=== DIRECTIONS FOR THIS TASK ===
Would you transcribe the listing that follows, character for character, and omit its images?

(Web page code records)

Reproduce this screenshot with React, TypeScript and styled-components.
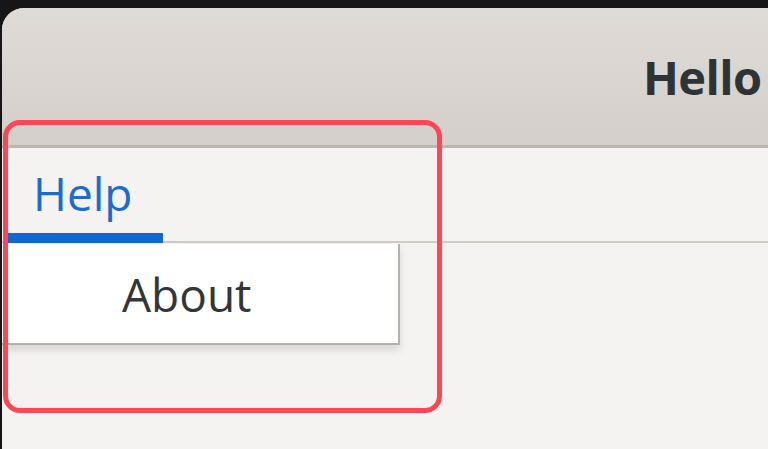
import React from 'react';
import styled, { createGlobalStyle } from 'styled-components';

const GlobalStyle = createGlobalStyle`
	html,
	body {
		margin: 0;
		padding: 0;
		background: #161616;
		overflow: hidden;
	}
	#root {
		height: 449px;
	}
`;

const Window = styled.div`
	position: relative;
	box-sizing: border-box;
	height: 441px;
	margin: 8px 0 0 2px;
	border-top-left-radius: 22px;
	overflow: hidden;
	background: #f4f3f1;
	font-family: 'Open Sans', 'DejaVu Sans', sans-serif;
	display: flex;
	flex-direction: column;
`;

const HeaderBar = styled.header`
	flex: 0 0 137px;
	display: flex;
	align-items: center;
	padding-left: 641px;
	background: linear-gradient(to bottom, #dfdbd7, #d4cfca);
	border-bottom: 3px solid #bcb6b0;
	white-space: nowrap;
`;

const Title = styled.h1`
	margin: 0;
	font-size: 47px;
	font-weight: 700;
	color: #2e3436;
	letter-spacing: -0.6px;
`;

const MenuBar = styled.nav`
	flex: 0 0 auto;
	display: flex;
	align-items: flex-end;
	height: 93px;
	border-bottom: 2px solid #cfcbc7;
`;

const MenuItem = styled.div<{ $open?: boolean }>`
	box-sizing: border-box;
	width: 157px;
	margin-left: 4px;
	margin-bottom: -2px;
	padding: 0 0 10px 27px;
	font-size: 46px;
	line-height: 60px;
	color: ${({ $open }) => ($open ? '#1c6ccb' : '#2e3436')};
	border-bottom: 10px solid ${({ $open }) => ($open ? '#1467cf' : 'transparent')};
`;

const Popup = styled.div`
	position: absolute;
	top: 236px;
	left: -2px;
	box-sizing: border-box;
	width: 400px;
	height: 101px;
	display: flex;
	align-items: center;
	padding-left: 120px;
	background: #ffffff;
	border: 2px solid #b4b0ac;
	border-top: none;
	box-shadow: 0 5px 8px rgba(0, 0, 0, 0.12);
`;

const PopupItem = styled.div`
	font-size: 46px;
	color: #333638;
`;

const Highlight = styled.div`
	position: absolute;
	top: 112px;
	left: 1px;
	width: 439px;
	height: 293px;
	box-sizing: border-box;
	border: 5px solid #ff4654;
	border-radius: 17px;
	pointer-events: none;
`;

const App = () => {
	return (
		<>
			<GlobalStyle />
			<Window>
				<HeaderBar>
					<Title>Hello</Title>
				</HeaderBar>
				<MenuBar>
					<MenuItem $open>Help</MenuItem>
				</MenuBar>
				<Popup>
					<PopupItem>About</PopupItem>
				</Popup>
				<Highlight />
			</Window>
		</>
	);
};

export default App;
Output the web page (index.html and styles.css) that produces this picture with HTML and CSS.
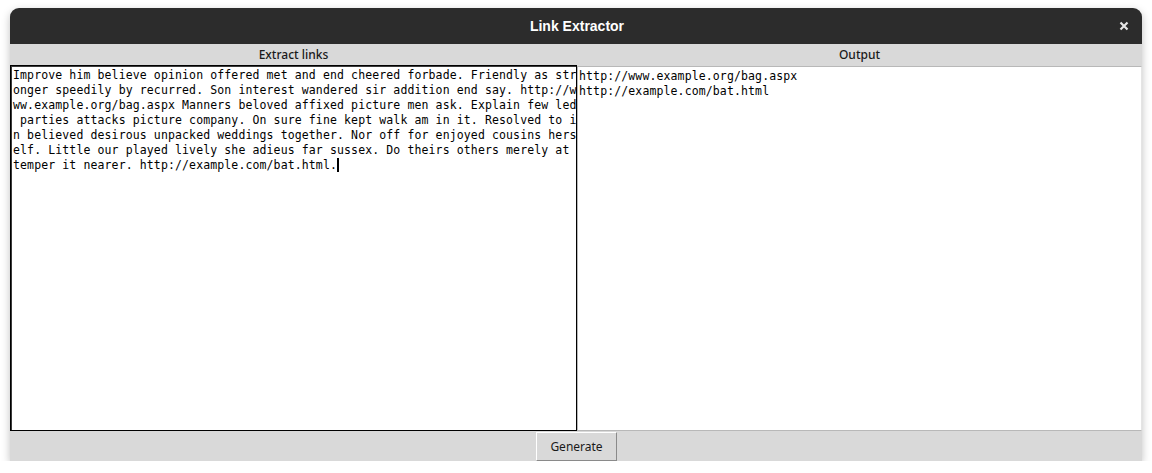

=== WRITTEN RESPONSE ===
Reproduce this screenshot with React, TypeScript and styled-components.
import React from 'react';
import styled, { createGlobalStyle } from 'styled-components';

const GlobalStyle = createGlobalStyle`
	html,
	body {
		margin: 0;
		padding: 0;
		background: #161616;
		overflow: hidden;
	}
	#root {
		height: 449px;
	}
`;

const Window = styled.div`
	position: relative;
	box-sizing: border-box;
	height: 441px;
	margin: 8px 0 0 2px;
	border-top-left-radius: 22px;
	overflow: hidden;
	background: #f4f3f1;
	font-family: 'Open Sans', 'DejaVu Sans', sans-serif;
	display: flex;
	flex-direction: column;
`;

const HeaderBar = styled.header`
	flex: 0 0 137px;
	display: flex;
	align-items: center;
	padding-left: 641px;
	background: linear-gradient(to bottom, #dfdbd7, #d4cfca);
	border-bottom: 3px solid #bcb6b0;
	white-space: nowrap;
`;

const Title = styled.h1`
	margin: 0;
	font-size: 47px;
	font-weight: 700;
	color: #2e3436;
	letter-spacing: -0.6px;
`;

const MenuBar = styled.nav`
	flex: 0 0 auto;
	display: flex;
	align-items: flex-end;
	height: 93px;
	border-bottom: 2px solid #cfcbc7;
`;

const MenuItem = styled.div<{ $open?: boolean }>`
	box-sizing: border-box;
	width: 157px;
	margin-left: 4px;
	margin-bottom: -2px;
	padding: 0 0 10px 27px;
	font-size: 46px;
	line-height: 60px;
	color: ${({ $open }) => ($open ? '#1c6ccb' : '#2e3436')};
	border-bottom: 10px solid ${({ $open }) => ($open ? '#1467cf' : 'transparent')};
`;

const Popup = styled.div`
	position: absolute;
	top: 236px;
	left: -2px;
	box-sizing: border-box;
	width: 400px;
	height: 101px;
	display: flex;
	align-items: center;
	padding-left: 120px;
	background: #ffffff;
	border: 2px solid #b4b0ac;
	border-top: none;
	box-shadow: 0 5px 8px rgba(0, 0, 0, 0.12);
`;

const PopupItem = styled.div`
	font-size: 46px;
	color: #333638;
`;

const Highlight = styled.div`
	position: absolute;
	top: 112px;
	left: 1px;
	width: 439px;
	height: 293px;
	box-sizing: border-box;
	border: 5px solid #ff4654;
	border-radius: 17px;
	pointer-events: none;
`;

const App = () => {
	return (
		<>
			<GlobalStyle />
			<Window>
				<HeaderBar>
					<Title>Hello</Title>
				</HeaderBar>
				<MenuBar>
					<MenuItem $open>Help</MenuItem>
				</MenuBar>
				<Popup>
					<PopupItem>About</PopupItem>
				</Popup>
				<Highlight />
			</Window>
		</>
	);
};

export default App;
Output the web page (index.html and styles.css) that produces this picture with HTML and CSS.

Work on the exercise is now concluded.